Investors sometimes chase unsustainably high yields, only to suffer dividend cuts. Always check payout ratios against earnings and cash flow. The calculator can show optimistic outcomes with an 8 percent yield, but if companies cannot maintain those payouts, the plan fails. Diversify across sectors and geographies, and consider dividend-focused ETFs to reduce individual company risk. Another mistake is ignoring fees. Expense ratios and trading costs erode returns; when adjusting the total return assumption, subtract known fees to avoid inflated forecasts.

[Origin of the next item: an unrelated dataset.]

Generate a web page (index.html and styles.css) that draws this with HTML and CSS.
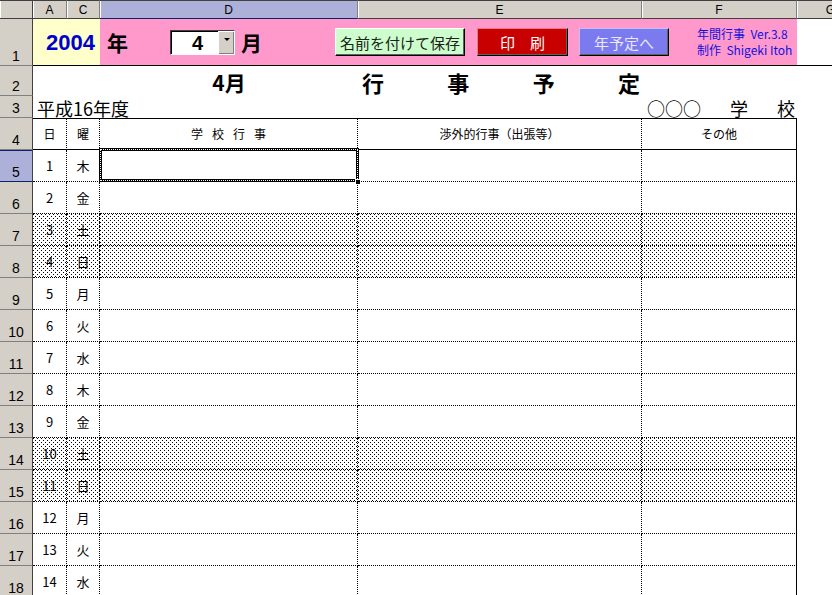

Ongoing Monitoring and Adjustments

After retirement, continue updating the calculator annually. Compare actual dividends received to projected figures and update contributions (if any), yields, and growth rates. If inflation spikes or tax laws change, the calculator helps you adjust spending and reinvestment strategies quickly. Monitoring ensures that dividends remain a dependable pillar of your overall retirement plan.

Ultimately, the retirement dividend income calculator is not a one-time exercise. It is a dynamic dashboard enabling proactive planning. By combining realistic inputs, reputable economic data, and disciplined saving, investors can transform dividends into a durable retirement paycheck.